We have some fine political writers in Alabama, and Kyle Whitmire is one of the best. The Birmingham Weekly is consistently good, but some weeks just shine. Kyle’s essay on the disasters of the past six years should be required reading for anyone who’s still undecided about how to vote next Tuesday. I’ll excerpt here, but read the whole thing.
Aside from a few snide remarks here and there, I’ve refrained the last couple of years from doing any serious Bush-bashing. I figured the supply had met the demand. Apparently, I was wrong.
Republicans may lament that the president’s approval rating has slipped to less than a third of Americans, but it is equally inexplicable to me that so many still believe Dubya is doing a heck of a job. I want it on the record for posterity: I thought the man was an idiot from the get-go.
There was a time, years ago, when I thought Bush the junior would rightfully be a strong contender for the presidency. That was about 1999, when the he was still a relatively unknown governor from Texas. He looked like his dad, whom I’d respected, and some of his public pronouncements seemed respectably centrist.
But then a friend directed me to a profile, published in the now-defunct Talk magazine, where the president cussed more than Samuel Jackson and showed an unseemly nonchalance toward what we now call the sanctity of human life. The interviewer, Tucker Carlson, asked Bush what he thought the Texas killer Karla Faye Tucker would have said to him in her final hours on death row. The next president of the United States pursed his lips and whined a mock plea: “Please don’t kill me.”
He had but one life there in his hands, and regardless of anyone’s opinions of the death penalty, that burden should be met with intelligence and maturity. Instead, he showed the bravado of a frat row cowboy. In retrospect, that moment was a window into our future.
Indeed it was. Too bad more of us didn’t pay attention at the time. Instead, many of us listened to the spin and heard what we wanted to hear.

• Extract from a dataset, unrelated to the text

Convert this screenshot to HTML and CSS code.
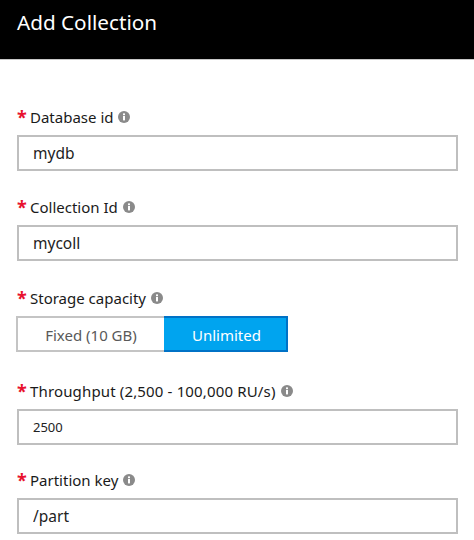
FILE: index.html
```html
<!DOCTYPE html>
<html lang="en">
  <head>
    <meta charset="UTF-8" />
    <meta name="viewport" content="width=device-width, initial-scale=1.0" />
    <link rel="stylesheet" href="styles.css">
    <title>Add Collection</title>
  </head>
  <body>
    <div class="header">Add Collection</div>
    <form class="form">
      <div class="field field-database">
        <label class="field-label">
          <span class="required">*</span>
          <span>Database id</span>
          <svg class="info" viewBox="0 0 12 12"><circle cx="6" cy="6" r="6"/><rect class="info-mark" x="5" y="5" width="2" height="4.4"/><rect class="info-mark" x="5" y="2.4" width="2" height="1.8"/></svg>
        </label>
        <input class="text-input" type="text" value="mydb" />
      </div>

      <div class="field field-collection">
        <label class="field-label">
          <span class="required">*</span>
          <span>Collection Id</span>
          <svg class="info" viewBox="0 0 12 12"><circle cx="6" cy="6" r="6"/><rect class="info-mark" x="5" y="5" width="2" height="4.4"/><rect class="info-mark" x="5" y="2.4" width="2" height="1.8"/></svg>
        </label>
        <input class="text-input" type="text" value="mycoll" />
      </div>

      <div class="field field-storage">
        <label class="field-label">
          <span class="required">*</span>
          <span>Storage capacity</span>
          <svg class="info" viewBox="0 0 12 12"><circle cx="6" cy="6" r="6"/><rect class="info-mark" x="5" y="5" width="2" height="4.4"/><rect class="info-mark" x="5" y="2.4" width="2" height="1.8"/></svg>
        </label>
        <div class="toggle">
          <div class="toggle-option">Fixed (10 GB)</div>
          <div class="toggle-option selected">Unlimited</div>
        </div>
      </div>

      <div class="field field-throughput">
        <label class="field-label">
          <span class="required">*</span>
          <span>Throughput (2,500 - 100,000 RU/s)</span>
          <svg class="info" viewBox="0 0 12 12"><circle cx="6" cy="6" r="6"/><rect class="info-mark" x="5" y="5" width="2" height="4.4"/><rect class="info-mark" x="5" y="2.4" width="2" height="1.8"/></svg>
        </label>
        <input class="text-input small" type="text" value="2500" />
      </div>

      <div class="field field-partition">
        <label class="field-label">
          <span class="required">*</span>
          <span>Partition key</span>
          <svg class="info" viewBox="0 0 12 12"><circle cx="6" cy="6" r="6"/><rect class="info-mark" x="5" y="5" width="2" height="4.4"/><rect class="info-mark" x="5" y="2.4" width="2" height="1.8"/></svg>
        </label>
        <input class="text-input" type="text" value="/part" />
      </div>
    </form>
  </body>
</html>
```

FILE: styles.css
```css
html,
body {
  margin: 0;
  height: 540px;
  overflow: hidden;
  background-color: #fff;
  font-family: "Noto Sans", "Open Sans", sans-serif;
}

.header {
  height: 60px;
  padding: 8px 0 0 17px;
  box-sizing: border-box;
  border-bottom: 1px solid #c8c8c8;
  background-color: #000;
  color: #fff;
  font-size: 20.7px;
  line-height: 28px;
}

.form {
  padding: 0 16px 0 17px;
}

.field-database {
  margin-top: 45px;
}

.field-collection {
  margin-top: 24px;
}

.field-storage {
  margin-top: 25px;
}

.field-throughput {
  margin-top: 27px;
}

.field-partition {
  margin-top: 23px;
}

.field-label {
  display: flex;
  align-items: center;
  height: 24px;
  margin-bottom: 6px;
  font-size: 15px;
  line-height: 24px;
  color: #1a1a1a;
}

.field-throughput .field-label {
  letter-spacing: 0.15px;
}

.required {
  flex: 0 0 13px;
  height: 24px;
  color: #e8112d;
  font-size: 18px;
  font-weight: 700;
  line-height: 24px;
}

.info {
  width: 12px;
  height: 12px;
  margin-left: 5px;
  fill: #8a8a8a;
}

.info-mark {
  fill: #fff;
}

.text-input {
  display: block;
  width: 100%;
  height: 36px;
  box-sizing: border-box;
  border: 2px solid #bfbfbf;
  border-radius: 0;
  padding: 0 14px;
  outline: none;
  font-family: inherit;
  font-size: 15.5px;
  color: #222;
}

.text-input.small {
  font-size: 13px;
}

.toggle {
  display: flex;
  width: 272px;
  height: 36px;
  margin-left: -1px;
}

.toggle-option {
  flex: 0 0 148px;
  box-sizing: border-box;
  border: 2px solid #c4c4c4;
  border-right: none;
  text-align: center;
  font-size: 15px;
  line-height: 34px;
  color: #595959;
}

.toggle-option.selected {
  flex: 0 0 124px;
  border: 2px solid #0072c6;
  border-left: none;
  padding-left: 3px;
  background-color: #00a4ef;
  color: #fff;
}
```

So how did we get into this mess? A friend said to me recently that Alabama should change its motto from “We dare defend our rights” to “Alabama: We will not be told.” If only such a creed could be limited to our state.
And what do we do now? Those of us who opposed Bush from the beginning, those who have come to their senses over the past six years, and those who still cling to the illusion that Bush is a good man who has our best interest at heart are all packed into the same boat, heading with all deliberate speed toward a waterfall. We don’t know if it will be a minor bump along the path of democracy or a catastrophic drop into chaos or dictatorship.
I’m sure some people are going to say that I hate America for even thinking any of this, but I’m not certain what America even means any more. In the long view of things, perhaps the Bush Administration has been a sort of IQ test. If you were among the few who doubted him early in his term, you pass. If you still have a “W the President” bumper sticker on your car, then you’re with stupid. It’s a cold comfort that history might prefer my point of view. But a smug sense of superiority is a sorry consolation prize, if the cost is everything else.